Almost always, yes. Keeper pools are sections of standing water that block the canyon floor. They range from ankle-deep puddles to chest-deep swimming holes depending on recent precipitation and evaporation rates. Call BLM at 435-688-3200 before your trip to check current pool conditions. In April and May after a wet winter, some pools require swimming 15-20 feet with your pack held overhead.
Is Buckskin Gulch safe to hike?
It's safe in good weather with proper preparation. The danger is flash floods. Buckskin Gulch has 400-foot walls and almost no exit points for 21 miles. A storm anywhere in the watershed, including over Utah, sends water down the canyon with no warning. Do not enter if there is any chance of rain within 50 miles. Check NOAA forecasts for both Arizona and southern Utah the morning of your hike.

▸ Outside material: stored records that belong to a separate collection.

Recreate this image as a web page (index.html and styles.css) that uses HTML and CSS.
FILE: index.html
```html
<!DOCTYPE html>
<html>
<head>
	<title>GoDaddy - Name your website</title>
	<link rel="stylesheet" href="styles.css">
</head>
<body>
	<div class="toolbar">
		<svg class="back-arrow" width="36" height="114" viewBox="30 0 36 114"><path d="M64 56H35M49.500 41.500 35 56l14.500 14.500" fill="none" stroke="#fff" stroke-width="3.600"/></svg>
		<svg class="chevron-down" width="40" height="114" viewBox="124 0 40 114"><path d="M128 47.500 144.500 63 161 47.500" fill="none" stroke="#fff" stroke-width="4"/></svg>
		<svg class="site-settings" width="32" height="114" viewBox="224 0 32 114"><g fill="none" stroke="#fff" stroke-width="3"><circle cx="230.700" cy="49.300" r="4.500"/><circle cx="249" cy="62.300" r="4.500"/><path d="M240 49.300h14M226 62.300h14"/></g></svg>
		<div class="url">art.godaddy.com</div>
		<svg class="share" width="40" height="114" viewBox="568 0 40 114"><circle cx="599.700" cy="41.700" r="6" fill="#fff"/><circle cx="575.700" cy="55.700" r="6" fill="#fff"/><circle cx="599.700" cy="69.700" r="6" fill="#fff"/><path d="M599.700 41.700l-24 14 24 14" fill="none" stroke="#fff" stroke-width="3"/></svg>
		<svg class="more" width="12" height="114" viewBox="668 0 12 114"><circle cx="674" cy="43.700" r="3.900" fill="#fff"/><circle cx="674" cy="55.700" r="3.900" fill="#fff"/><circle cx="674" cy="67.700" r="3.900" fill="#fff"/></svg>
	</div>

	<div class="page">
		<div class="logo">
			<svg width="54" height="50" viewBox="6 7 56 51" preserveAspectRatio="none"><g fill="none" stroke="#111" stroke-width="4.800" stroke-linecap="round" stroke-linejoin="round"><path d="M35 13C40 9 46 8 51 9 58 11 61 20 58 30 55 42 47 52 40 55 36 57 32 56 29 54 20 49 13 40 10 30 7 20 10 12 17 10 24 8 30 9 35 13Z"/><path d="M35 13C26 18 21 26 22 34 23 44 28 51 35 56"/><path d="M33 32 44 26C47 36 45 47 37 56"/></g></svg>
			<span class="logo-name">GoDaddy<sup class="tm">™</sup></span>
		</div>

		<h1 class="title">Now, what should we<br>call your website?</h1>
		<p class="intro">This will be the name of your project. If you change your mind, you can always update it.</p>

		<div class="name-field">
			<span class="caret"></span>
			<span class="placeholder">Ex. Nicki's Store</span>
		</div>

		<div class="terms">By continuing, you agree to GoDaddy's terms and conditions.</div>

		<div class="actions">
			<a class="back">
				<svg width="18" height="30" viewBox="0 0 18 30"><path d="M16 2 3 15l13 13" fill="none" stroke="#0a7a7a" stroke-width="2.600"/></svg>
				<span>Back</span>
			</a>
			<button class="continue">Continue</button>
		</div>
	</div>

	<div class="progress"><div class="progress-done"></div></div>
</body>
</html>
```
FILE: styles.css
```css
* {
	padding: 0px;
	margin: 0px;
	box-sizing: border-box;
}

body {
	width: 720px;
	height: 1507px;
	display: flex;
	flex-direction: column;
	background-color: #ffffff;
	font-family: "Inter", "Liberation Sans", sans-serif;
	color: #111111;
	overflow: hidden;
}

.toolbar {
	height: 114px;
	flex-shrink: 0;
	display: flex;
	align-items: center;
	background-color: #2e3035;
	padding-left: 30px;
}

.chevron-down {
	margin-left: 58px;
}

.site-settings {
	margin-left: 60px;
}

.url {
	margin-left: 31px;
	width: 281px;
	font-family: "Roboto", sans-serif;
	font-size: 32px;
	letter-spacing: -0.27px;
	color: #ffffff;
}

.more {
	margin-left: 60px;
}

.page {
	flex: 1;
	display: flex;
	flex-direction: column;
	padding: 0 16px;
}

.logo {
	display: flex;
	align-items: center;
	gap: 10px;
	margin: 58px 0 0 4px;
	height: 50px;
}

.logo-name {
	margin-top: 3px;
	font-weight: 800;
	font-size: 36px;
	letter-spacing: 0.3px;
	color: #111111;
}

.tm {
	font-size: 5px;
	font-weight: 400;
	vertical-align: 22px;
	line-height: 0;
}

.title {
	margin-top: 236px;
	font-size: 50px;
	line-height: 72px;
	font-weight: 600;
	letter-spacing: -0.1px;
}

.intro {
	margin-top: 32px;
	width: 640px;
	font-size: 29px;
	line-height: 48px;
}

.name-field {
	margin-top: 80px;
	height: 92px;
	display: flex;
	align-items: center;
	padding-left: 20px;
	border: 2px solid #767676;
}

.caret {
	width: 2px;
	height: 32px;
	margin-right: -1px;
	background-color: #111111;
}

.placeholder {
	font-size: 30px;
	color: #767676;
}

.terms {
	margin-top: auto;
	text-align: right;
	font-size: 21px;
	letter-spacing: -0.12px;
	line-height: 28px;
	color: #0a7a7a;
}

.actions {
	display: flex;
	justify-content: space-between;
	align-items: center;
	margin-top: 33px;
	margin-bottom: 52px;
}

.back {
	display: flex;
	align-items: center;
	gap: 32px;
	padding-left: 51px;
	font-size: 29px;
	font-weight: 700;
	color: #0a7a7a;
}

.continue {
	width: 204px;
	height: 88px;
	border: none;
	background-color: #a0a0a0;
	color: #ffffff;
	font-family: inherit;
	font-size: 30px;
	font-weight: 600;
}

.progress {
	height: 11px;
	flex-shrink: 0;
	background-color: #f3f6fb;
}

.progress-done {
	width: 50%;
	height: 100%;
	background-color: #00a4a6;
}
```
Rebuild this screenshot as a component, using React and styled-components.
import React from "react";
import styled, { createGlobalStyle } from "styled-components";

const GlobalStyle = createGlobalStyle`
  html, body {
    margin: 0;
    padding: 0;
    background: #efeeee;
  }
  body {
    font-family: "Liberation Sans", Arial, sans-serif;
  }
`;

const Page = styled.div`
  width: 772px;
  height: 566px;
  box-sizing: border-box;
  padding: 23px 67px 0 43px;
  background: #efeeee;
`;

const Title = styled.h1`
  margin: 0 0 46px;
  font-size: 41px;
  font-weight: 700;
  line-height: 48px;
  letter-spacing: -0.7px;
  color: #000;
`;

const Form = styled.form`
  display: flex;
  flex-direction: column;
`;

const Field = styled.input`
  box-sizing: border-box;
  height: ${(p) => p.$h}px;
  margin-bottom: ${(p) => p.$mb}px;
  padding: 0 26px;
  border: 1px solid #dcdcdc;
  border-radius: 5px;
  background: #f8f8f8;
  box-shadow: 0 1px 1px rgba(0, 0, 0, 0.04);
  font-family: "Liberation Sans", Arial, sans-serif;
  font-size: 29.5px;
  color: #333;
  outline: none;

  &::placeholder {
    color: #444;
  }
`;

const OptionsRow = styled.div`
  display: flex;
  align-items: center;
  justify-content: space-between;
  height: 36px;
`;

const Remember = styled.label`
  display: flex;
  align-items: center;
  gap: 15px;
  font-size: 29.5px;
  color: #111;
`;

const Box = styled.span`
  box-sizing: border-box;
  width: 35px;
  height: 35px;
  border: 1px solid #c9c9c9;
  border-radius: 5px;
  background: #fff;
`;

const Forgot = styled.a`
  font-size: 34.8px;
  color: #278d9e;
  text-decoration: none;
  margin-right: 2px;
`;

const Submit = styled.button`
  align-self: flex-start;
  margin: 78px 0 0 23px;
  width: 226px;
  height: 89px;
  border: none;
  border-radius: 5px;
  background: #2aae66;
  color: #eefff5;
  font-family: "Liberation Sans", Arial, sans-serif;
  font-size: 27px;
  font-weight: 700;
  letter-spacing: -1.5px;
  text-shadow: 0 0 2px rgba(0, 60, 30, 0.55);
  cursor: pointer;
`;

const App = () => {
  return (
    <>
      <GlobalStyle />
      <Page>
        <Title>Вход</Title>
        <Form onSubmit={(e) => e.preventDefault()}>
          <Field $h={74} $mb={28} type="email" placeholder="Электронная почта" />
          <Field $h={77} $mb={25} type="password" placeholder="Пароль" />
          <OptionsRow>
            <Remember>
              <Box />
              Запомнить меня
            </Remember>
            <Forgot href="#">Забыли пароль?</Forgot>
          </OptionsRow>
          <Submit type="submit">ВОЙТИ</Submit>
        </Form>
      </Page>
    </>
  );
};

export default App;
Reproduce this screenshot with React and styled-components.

Carry a satellite communicator. There is zero cell signal in the canyon.
Can dogs hike Buckskin Gulch?
No. Dogs are not permitted in the Paria Canyon-Vermilion Cliffs Wilderness. This is a BLM rule that applies to the entire wilderness area, including Wire Pass and all of Buckskin Gulch.
What is the best time of year to hike Buckskin Gulch?
April through May and September through October. Spring often has keeper pools from winter snowmelt, so be ready to wade. Fall tends to have lower water levels in the pools. Avoid summer entirely: heat in the confined canyon is extreme, and monsoon season (July through mid-September) makes flash flood risk unacceptably high. Winter keeper pools can be ice-cold.